To critics who would sniff at my pursuits, to how I spend time not just over what piece of furniture goes where and from it at what perspective I wish to look out window or at computer screen, but on the chair itself, the comforting shape and fabric upon which I plunk my bum, I offer up in a defensive crouch: “Yes, but I also work here.” Here is where, as a writer, I attempt loftier subjects, higher planes of thought. I’m defined by those thoughts my words make manifest, but also by the language of materials, colors and objects within my house. Through them, I declare to others: this, too, is who I am.
I welcome my linkage back to ancestral gatherers who squatted beside a stream bed harvesting greens, and who in their cave homes couldn’t resist picking up a stick or whatever was the equivalent of paintbrush or chisel. I’ve long been fascinated by prehistoric cave paintings, their simple but sophisticated animals figures, though I’m most taken by images of red ochre hands, splayed palms not so much traced as pressed against cool rock. It’s been theorized many cave pictographs were the creation of shamans. But I’ve got my chips down that at least some of them were done by women, perhaps while pausing in the midst of performing other necessary tasks. Were they, I wonder, a claim of ownership, a form of identity? An early human insistence that our houses, no matter how primitive, are our biographies? Or might they be evidence of our ancient and persistent-through-the-ages urge to create, to make what is ours beautiful, even in times of peril, out of whatever is at hand?
A house is a child’s first universe. Out of sofa cushions, appliance cartons, a pink flannel blanket draped over iron porch railings, a “house” is one of her first creations. French philosopher Gaston Bachelard tells us: “A dreamer of houses sees them everywhere.” She also coaxes.
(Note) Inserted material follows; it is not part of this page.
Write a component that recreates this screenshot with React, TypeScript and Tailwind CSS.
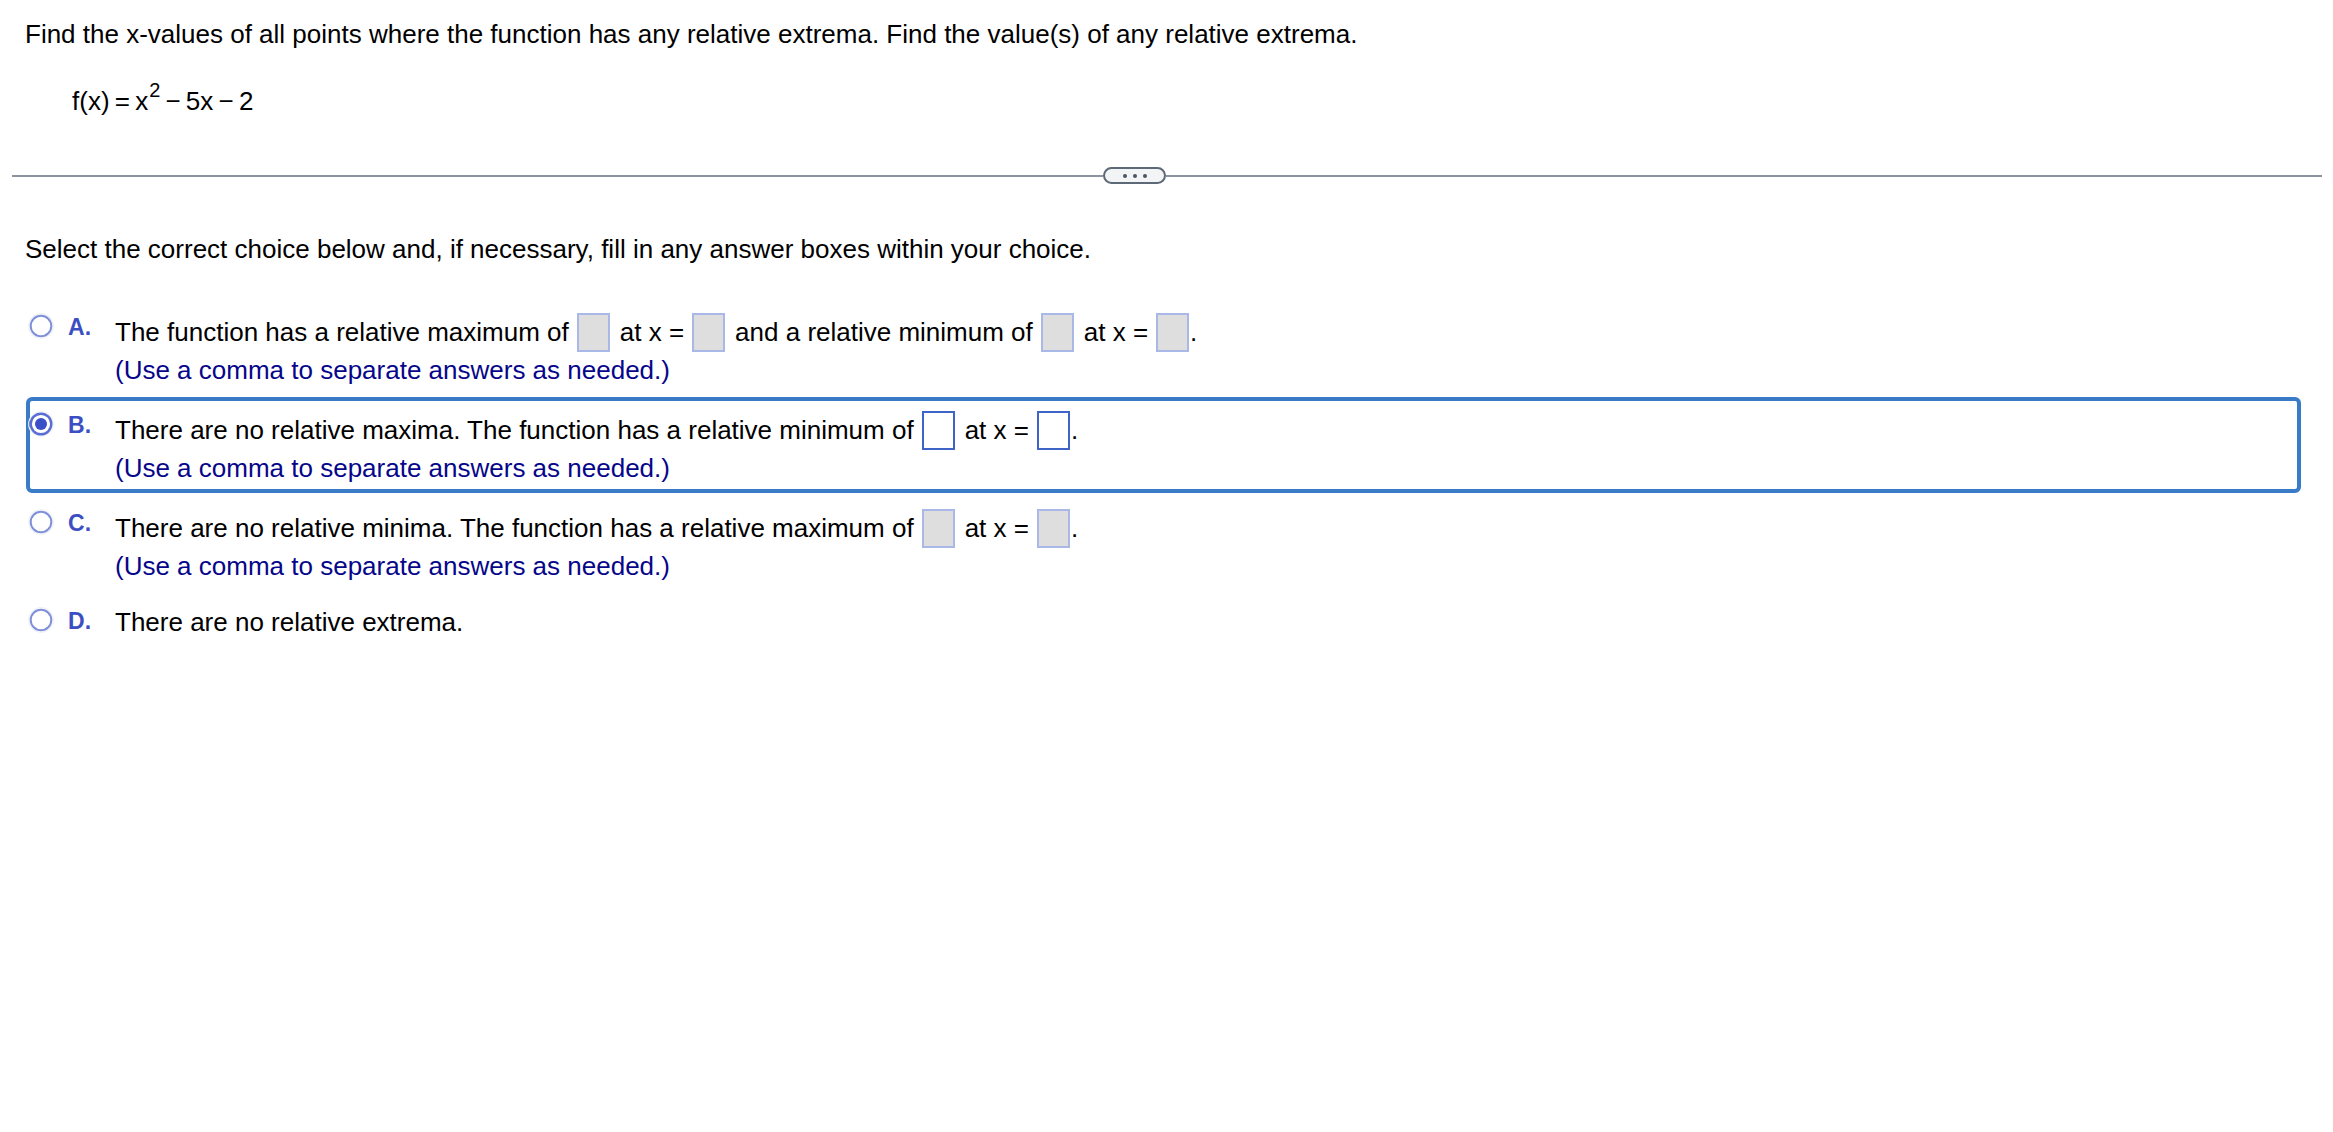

For years, in a shallow hollow beneath spruce trees not far from this house, I’ve invited our visiting grandchildren and nephew to build miniature “gnome homes” out of forest and beach finds. They drop cross-legged onto the forest floor with gathered birch bark, mussel shells, sticks and balsam cones. They tramp shore and woods, landscapes rife not just with potential building supplies but houses themselves. In the wrack above the high tideline, taking a page from Bachelard’s playbook, I hold up a whorled, spiral-ridged dogwinkle shell and say, “Imagine living in here.” Within bleached, corrugated outer walls, in a single room deeply lustered like an old silk lamp shade in subtle variegations of lavender, orange and pink, a spiral staircase climbing to a small turreted tower. At a nearby pond, they become convinced the snapper turtle roused from its log has retreated into its shingled one-room watery palace of dark glossy halls dimly lit by a single lamp.
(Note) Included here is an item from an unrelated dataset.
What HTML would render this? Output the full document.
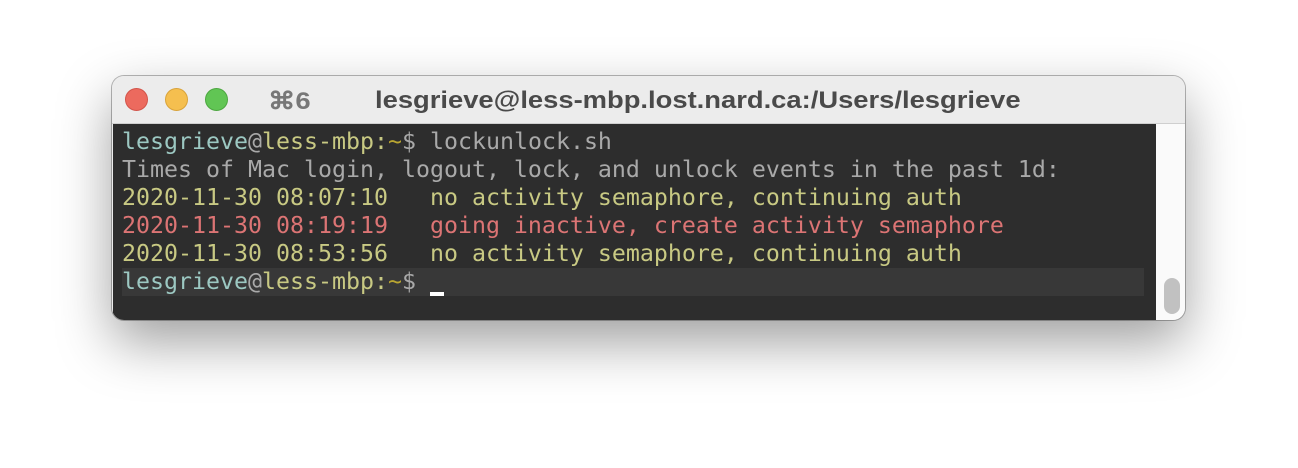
<!DOCTYPE html>
<html><head><style>
html,body{margin:0;padding:0;width:1298px;height:468px;background:#fff;overflow:hidden}
.win{position:absolute;left:112px;top:76px;width:1073px;height:244px;border-radius:12px;background:#ececec;box-shadow:0 22px 55px rgba(0,0,0,.38),0 0 0 1px #b8b8b8;overflow:hidden}
.tb{position:absolute;left:0;top:0;width:100%;height:47px;background:#ececec;border-bottom:1px solid #cfcfcf}
.dot{position:absolute;top:12px;width:23px;height:23px;border-radius:50%}
.title{position:absolute;left:0;top:11px;font:bold 24px "Liberation Sans",sans-serif;color:#4a4a4a;transform-origin:0 50%;transform:scaleX(1.14)}
.term{position:absolute;left:1px;top:48px;width:1043px;height:196px;background:#2d2d2d}
.sb{position:absolute;left:1044px;top:48px;width:29px;height:196px;background:#fafafa}
.thumb{position:absolute;left:1052px;top:202px;width:16px;height:36px;border-radius:8px;background:#c1c1c1}
.ln{position:absolute;left:9px;font:23.25px "DejaVu Sans Mono",monospace;white-space:pre;height:28px;line-height:28px}
.g{color:#a9a9a9}.c{color:#9cc8c2}.y{color:#c8c983}.t{color:#b9a531}.r{color:#dc7474}
.hl{position:absolute;left:9px;top:144px;width:1022px;height:28px;background:#383838}
.cur{position:absolute;left:317px;top:168px;width:14px;height:4px;background:#fff}
</style></head><body>
<div class="win">
<div class="tb">
<div class="dot" style="left:13px;background:#ec6a5e;border:1px solid #d2544a;box-sizing:border-box"></div>
<div class="dot" style="left:53px;background:#f5bf4f;border:1px solid #d9a33a;box-sizing:border-box"></div>
<div class="dot" style="left:93px;background:#61c554;border:1px solid #4ca740;box-sizing:border-box"></div>
<div class="title" style="left:156px;color:#777">⌘6</div>
<div class="title" style="left:263px">lesgrieve@less-mbp.lost.nard.ca:/Users/lesgrieve</div>
</div>
<div class="term">
<div class="hl"></div>
<div class="ln" style="top:4px"><span class="c">lesgrieve</span><span class="g">@</span><span class="y">less-mbp:</span><span class="t">~</span><span class="g">$ lockunlock.sh</span></div>
<div class="ln g" style="top:32px">Times of Mac login, logout, lock, and unlock events in the past 1d:</div>
<div class="ln y" style="top:60px">2020-11-30 08:07:10   no activity semaphore, continuing auth</div>
<div class="ln r" style="top:88px">2020-11-30 08:19:19   going inactive, create activity semaphore</div>
<div class="ln y" style="top:116px">2020-11-30 08:53:56   no activity semaphore, continuing auth</div>
<div class="ln" style="top:144px"><span class="c">lesgrieve</span><span class="g">@</span><span class="y">less-mbp:</span><span class="t">~</span><span class="g">$</span></div>
<div class="cur"></div>
</div>
<div class="sb"></div>
<div class="thumb"></div>
</div>
</body></html>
A house protects the dreamer, Bachelard claims. A house, sheltering the imagination, invites reverie. It’s a world within worlds, a personal cosmos. Indeed the house in its concrete physicality and as metaphor invites many essential musings. But first, and throughout history, whatever its type, however primitive its form, a house helps insure survival.
Little did I know that much of what has always attracted me to particular houses including this one is due in part to what geographer Jay Appleton calls the inherent need we hunter-gatherers possess for prospect and refuge, for outlook and shelter. A refuge from which to spot peril or tonight’s dinner. A “womb with a view.” Small wonder then that our species seems to have evolved by having long ago bunked down in savannah landscapes, home to open vistas and sheltering trees.
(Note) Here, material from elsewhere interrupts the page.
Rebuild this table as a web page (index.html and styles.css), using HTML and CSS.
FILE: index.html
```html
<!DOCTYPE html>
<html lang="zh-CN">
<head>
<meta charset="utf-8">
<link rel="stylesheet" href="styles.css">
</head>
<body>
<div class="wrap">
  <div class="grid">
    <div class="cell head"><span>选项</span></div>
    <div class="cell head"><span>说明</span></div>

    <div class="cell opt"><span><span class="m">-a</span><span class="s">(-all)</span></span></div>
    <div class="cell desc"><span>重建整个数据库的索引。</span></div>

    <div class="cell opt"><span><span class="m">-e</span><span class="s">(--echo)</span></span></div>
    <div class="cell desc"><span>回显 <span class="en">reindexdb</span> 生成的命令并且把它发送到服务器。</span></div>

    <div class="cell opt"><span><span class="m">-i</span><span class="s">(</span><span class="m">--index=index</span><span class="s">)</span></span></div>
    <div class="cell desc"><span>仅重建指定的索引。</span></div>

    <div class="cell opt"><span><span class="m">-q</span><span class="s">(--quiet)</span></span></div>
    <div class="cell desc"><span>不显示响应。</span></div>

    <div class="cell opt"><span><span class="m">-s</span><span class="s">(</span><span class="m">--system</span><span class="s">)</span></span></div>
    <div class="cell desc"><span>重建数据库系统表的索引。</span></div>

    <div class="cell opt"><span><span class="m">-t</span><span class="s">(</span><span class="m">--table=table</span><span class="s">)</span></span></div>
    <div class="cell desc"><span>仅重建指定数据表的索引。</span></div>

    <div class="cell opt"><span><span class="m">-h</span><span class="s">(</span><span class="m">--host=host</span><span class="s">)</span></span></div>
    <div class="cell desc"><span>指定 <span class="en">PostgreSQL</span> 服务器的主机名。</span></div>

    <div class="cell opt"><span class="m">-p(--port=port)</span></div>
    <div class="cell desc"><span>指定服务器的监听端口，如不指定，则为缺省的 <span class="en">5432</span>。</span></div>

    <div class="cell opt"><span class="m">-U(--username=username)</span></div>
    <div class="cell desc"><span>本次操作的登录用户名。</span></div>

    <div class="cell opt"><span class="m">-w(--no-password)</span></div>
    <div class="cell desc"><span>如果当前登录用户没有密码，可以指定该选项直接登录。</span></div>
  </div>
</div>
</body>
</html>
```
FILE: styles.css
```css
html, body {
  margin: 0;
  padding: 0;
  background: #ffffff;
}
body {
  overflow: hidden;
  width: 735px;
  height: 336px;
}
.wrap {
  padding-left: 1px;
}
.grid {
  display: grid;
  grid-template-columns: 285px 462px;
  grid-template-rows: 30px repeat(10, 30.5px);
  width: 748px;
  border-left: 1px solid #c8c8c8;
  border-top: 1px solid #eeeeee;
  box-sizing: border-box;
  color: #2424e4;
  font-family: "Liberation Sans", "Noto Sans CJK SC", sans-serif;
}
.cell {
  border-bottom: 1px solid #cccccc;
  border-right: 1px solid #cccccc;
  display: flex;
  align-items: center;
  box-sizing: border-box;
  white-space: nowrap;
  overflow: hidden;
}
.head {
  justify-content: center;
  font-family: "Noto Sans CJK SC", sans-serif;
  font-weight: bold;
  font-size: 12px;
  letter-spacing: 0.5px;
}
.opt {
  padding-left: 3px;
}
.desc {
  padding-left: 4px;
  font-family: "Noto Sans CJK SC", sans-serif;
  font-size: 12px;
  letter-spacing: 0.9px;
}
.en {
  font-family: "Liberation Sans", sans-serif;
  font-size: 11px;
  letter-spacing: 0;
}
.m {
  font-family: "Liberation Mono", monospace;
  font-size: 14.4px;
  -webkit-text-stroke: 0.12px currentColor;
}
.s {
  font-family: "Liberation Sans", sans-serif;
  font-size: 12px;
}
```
I credit my husband Bob with first heeding that ancestral pull when we considered buying this house. Prospect tugged first and hardest on him. Somewhat predictably, studies show men are drawn to the familiar domain of hunter while we women put effort into refuge, into those spaces too often disparagingly labeled as “domestic.” A big bright space with broad view is one definition of prospect, and that we’ve got in spades here, as became apparent the first time we saw this place. But the snug-and-protective-haven aspect of things? It mattered little to Bob that the kitchen of our possible new house was in need of major renovation. Or that the living area with its narrow width would limit furniture placement and pose challenges for looking out from a comfortable chair to the enviable prospect which, following one brief circuit of this house’s interior, he’d collapsed onto the outside deck stairs to more properly and at length ponder. He didn’t question as I did the sudden disappearance of our long-held dream of a snug New England Cape or a classic cedar-shingle camp or a rambling and worn saltwater farmhouse. In this contemporary-styled refuge, I sought some likely alcoves and nooks in open, high-ceiling spaces. On multiple-windowed walls, I searched for places to put bookshelves, hang art. Was he not horrified by the color palette (yellow, pink and green – and on a Maine island for Pete’s sake, signifying perhaps other less obvious flaws?) or by the shag carpeting, including in (what were they thinking?) the bathrooms?
That afternoon, we’d quite unknowingly fallen into lock step with men and women who for millennia preceded us, including, more recently, my parents. One summer afternoon of my adolescence, as my mother and I drove off to look at paint and fabrics for her latest café curtain re-do of the bedroom my sister and I shared, we waved to my father busily hauling out pruner and shears. By the time we returned, the mere buzz cut he’d promised to give the evergreen border had morphed into the near elimination of those sheltering shrubs, my mother’s attempt at a privacy screen, and he’d already retreated back into the garage with its engines, gadgets and sharpened tools of the hunt.
Bob of course was right. Not that a contemporary-styled, shed-roofed house with shortcomings not easily fixed was my first choice. But that over time we’d work to coax out of it the havens we needed to sleep, eat, laugh, welcome family and friends, heal illness, lick our wounds. We’d change colors, rip up carpet. Later, we’d install new cabinets, take down a wall, add another. And the prospect of the unbounded sea and sky our house looks upon? It has never needed any assist from us.